LOS ANGELES (AP) — Americans eager to buy a home this spring, beware: It’s slim pickings out there.

The number of U.S. homes on the market is at near-historic lows, which could dim would-be buyers’ prospects for finding a house or condo and fuel competition for the most affordable properties, economists say.

As of the end of February, just as the spring homebuying season got under way, some 980,000 homes were on the market nationally, according to the National Association of Realtors.

That’s an increase of 15.3% from February last year, when the number of homes for sale sank to an all-time low.

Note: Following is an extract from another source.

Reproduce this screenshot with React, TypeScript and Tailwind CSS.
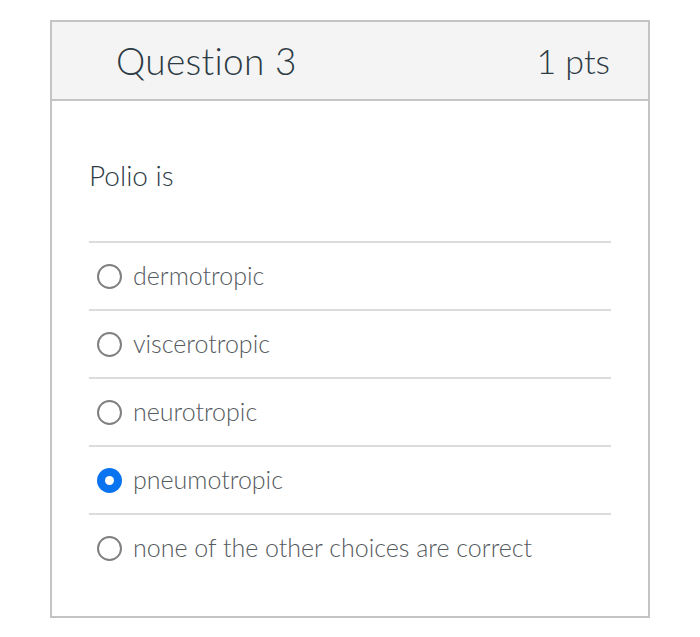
const options = [
  { label: "dermotropic", checked: false },
  { label: "viscerotropic", checked: false },
  { label: "neurotropic", checked: false },
  { label: "pneumotropic", checked: true },
  { label: "none of the other choices are correct", checked: false },
];

function Radio({ checked }: { checked: boolean }) {
  if (checked) {
    return (
      <span className="flex h-[25px] w-[25px] shrink-0 items-center justify-center rounded-full bg-[#0a74f0]">
        <span className="h-[9px] w-[9px] rounded-full bg-white" />
      </span>
    );
  }
  return (
    <span className="h-[25px] w-[25px] shrink-0 rounded-full border-[2.5px] border-[#808080] bg-white" />
  );
}

export default function App() {
  return (
    <div className="min-h-screen bg-white pt-[20px] font-['Lato','Noto_Sans',sans-serif] font-light">
      <div className="ml-[50px] w-[600px] border-2 border-[#c4c4c4] bg-white">
        <div className="flex h-[79px] items-center justify-between border-b-2 border-[#c4c4c4] bg-[#f4f4f4] pl-[64px] pr-[38px] text-[#2d3b45]">
          <h2 className="text-[37px] tracking-[0.3px]">Question 3</h2>
          <span className="text-[34px]">1 pts</span>
        </div>
        <div className="px-[37px] pb-[35px] pt-[54px]">
          <p className="mb-[46px] text-[28px] leading-[40px] text-[#2d3b45]">Polio is</p>
          <div>
            {options.map((o) => (
              <div
                key={o.label}
                className="flex h-[68px] items-center gap-[11px] border-t-2 border-[#dcdcdc] pl-[8px]"
              >
                <Radio checked={o.checked} />
                <span className="text-[25px] text-[#555a5e]">{o.label}</span>
              </div>
            ))}
          </div>
        </div>
      </div>
    </div>
  );
}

February’s tally of homes for sale translates into a 2.6-month supply at the current sales pace, according to NAR. In a more balanced market between buyers and sellers, there is a 5- to 6-month supply.

While homebuyers will have more properties to choose from now than last spring, the low supply and sharply higher mortgage rates set the stage for a higher overall price tag for homeownership.

“Buyers are facing a tough market, both in terms of inventory availability and in terms of how that matches up to affordability,” said Hannah Jones, an economic data analyst at Realtor.com.

A big reason there are more homes for sale than a year ago: Properties are taking, on average, nearly twice as long to sell. New listings, meanwhile, were down about 16% in February from a year earlier, according to Realtor.com data.

Homebuyers have had to contend with a shrinking pool of homes for sale for much of the last decade, partly due to underbuilding of new homes since the mid-2000s housing crash and years of ultra-low mortgage rates, which give homeowners less incentive to sell after years of soaring home prices.

“Homeowners aren’t giving up their current house and low monthly payments to join a tight, expensive market,” said Skylar Olsen, chief economist for Zillow.

The last year that the monthly tally of homes on the market averaged more than 2 million was 2015, according to NAR data. That’s steadily declined, reaching 995,833 last year.

Despite the thin inventory of home listings, sales of previously occupied U.S. homes surged 14.5% last month as homebuyers seized on a modest drop in mortgage rates. Sales were down 22.6% from a year earlier, when mortgage rates were, on average, more than 2 percentage points lower.